With the financing secured, Rensource is now expanding its offering beyond energy and entering Nigeria’s nascent offline to online (O2O) space, by offering technology enabled value added services to SMEs in the marketplaces it provides power for. With the launch of this new B2B platform, “Spaces O2O”, merchants will be able to access services that accelerate their productivity growth.  

As Rensource has grown a leading foothold in the Nigerian market, it has identified gaps in the distribution value chain regarding lack of access to credit, expensive transportation and warehousing, inaccurate data and limited product availability, underpinned by a highly fragmented and multi-layered value chain. 

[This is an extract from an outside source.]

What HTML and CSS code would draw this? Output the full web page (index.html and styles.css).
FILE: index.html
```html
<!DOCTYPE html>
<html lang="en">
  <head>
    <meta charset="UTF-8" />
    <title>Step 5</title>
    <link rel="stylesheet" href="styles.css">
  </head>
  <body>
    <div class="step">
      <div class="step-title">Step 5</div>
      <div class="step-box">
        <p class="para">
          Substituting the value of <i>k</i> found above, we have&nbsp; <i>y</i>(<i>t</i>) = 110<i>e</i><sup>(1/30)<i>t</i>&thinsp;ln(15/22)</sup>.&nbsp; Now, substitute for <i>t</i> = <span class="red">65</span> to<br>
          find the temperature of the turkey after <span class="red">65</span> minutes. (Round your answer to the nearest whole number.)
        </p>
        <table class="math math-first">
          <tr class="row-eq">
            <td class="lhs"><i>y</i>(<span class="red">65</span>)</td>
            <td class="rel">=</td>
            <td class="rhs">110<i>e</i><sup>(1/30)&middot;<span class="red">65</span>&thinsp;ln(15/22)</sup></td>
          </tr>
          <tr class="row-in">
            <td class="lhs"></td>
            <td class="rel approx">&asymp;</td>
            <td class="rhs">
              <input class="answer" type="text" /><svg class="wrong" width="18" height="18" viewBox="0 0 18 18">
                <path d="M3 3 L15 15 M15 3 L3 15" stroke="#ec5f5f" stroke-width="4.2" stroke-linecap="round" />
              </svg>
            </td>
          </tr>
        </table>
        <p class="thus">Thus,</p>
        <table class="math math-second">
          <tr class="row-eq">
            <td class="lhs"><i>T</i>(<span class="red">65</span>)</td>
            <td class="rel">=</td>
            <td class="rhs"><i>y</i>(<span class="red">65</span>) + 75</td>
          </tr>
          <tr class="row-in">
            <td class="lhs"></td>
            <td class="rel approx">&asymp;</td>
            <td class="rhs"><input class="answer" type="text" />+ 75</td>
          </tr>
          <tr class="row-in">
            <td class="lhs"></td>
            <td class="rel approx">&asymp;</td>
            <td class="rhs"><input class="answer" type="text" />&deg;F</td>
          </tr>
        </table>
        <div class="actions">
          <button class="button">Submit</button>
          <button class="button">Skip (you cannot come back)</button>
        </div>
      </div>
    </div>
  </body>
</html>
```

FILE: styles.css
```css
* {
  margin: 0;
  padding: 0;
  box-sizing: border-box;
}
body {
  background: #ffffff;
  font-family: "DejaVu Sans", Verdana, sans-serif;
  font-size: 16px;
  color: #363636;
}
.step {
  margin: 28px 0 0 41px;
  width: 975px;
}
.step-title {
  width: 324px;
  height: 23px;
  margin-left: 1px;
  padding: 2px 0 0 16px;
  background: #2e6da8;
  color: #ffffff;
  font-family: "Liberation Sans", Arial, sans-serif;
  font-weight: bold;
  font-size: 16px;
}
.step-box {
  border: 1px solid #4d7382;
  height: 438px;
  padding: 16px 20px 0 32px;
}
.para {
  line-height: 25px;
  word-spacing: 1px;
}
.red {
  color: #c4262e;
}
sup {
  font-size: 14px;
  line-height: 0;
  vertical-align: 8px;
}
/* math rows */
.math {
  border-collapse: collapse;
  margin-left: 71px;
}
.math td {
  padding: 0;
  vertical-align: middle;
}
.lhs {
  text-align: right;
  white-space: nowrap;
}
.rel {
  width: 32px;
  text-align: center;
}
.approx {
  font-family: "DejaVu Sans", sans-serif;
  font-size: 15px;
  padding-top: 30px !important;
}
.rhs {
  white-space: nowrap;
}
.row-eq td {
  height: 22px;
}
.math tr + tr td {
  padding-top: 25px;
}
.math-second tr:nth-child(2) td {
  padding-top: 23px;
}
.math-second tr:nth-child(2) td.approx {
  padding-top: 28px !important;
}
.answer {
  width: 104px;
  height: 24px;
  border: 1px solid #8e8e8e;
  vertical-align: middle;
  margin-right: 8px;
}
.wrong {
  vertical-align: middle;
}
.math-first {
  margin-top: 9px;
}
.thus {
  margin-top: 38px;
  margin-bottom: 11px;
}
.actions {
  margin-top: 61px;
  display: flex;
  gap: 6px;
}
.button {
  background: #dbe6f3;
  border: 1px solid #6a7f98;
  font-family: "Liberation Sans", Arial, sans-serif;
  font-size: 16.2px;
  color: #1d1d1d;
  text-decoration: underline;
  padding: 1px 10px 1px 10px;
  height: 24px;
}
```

Jonathan Kirschner of Omidyar Network said, “Ademola is a true renewable energy revolutionary. We are thrilled to be working with Rensource to deploy affordable and innovative energy solutions to traditional retailers across Nigeria who desperately need it.”

Rensource has historically worked with a variety of stakeholders including community associations, government, regulatory agencies, contractors, and private investors, to build renewable energy projects across Nigeria. In 2018, the company, through a collaboration with the federal government’s Rural Electrification Agency, developed a project in Sabon Gari Market in Kano which resulted in thousands of merchants connecting to Nigeria’s first solar microutility. This first project was followed up by several other as part of the Energizing Economies Initiative (EEI).

Nigeria, Africa’s most populous country, only has 12 gigawatts of installed grid capacity, with just one-in-four Nigerians connected to the national power grid. In contrast, South Africa has  50 gigawatts. Rensource launched commercially in 2016 to address this problem.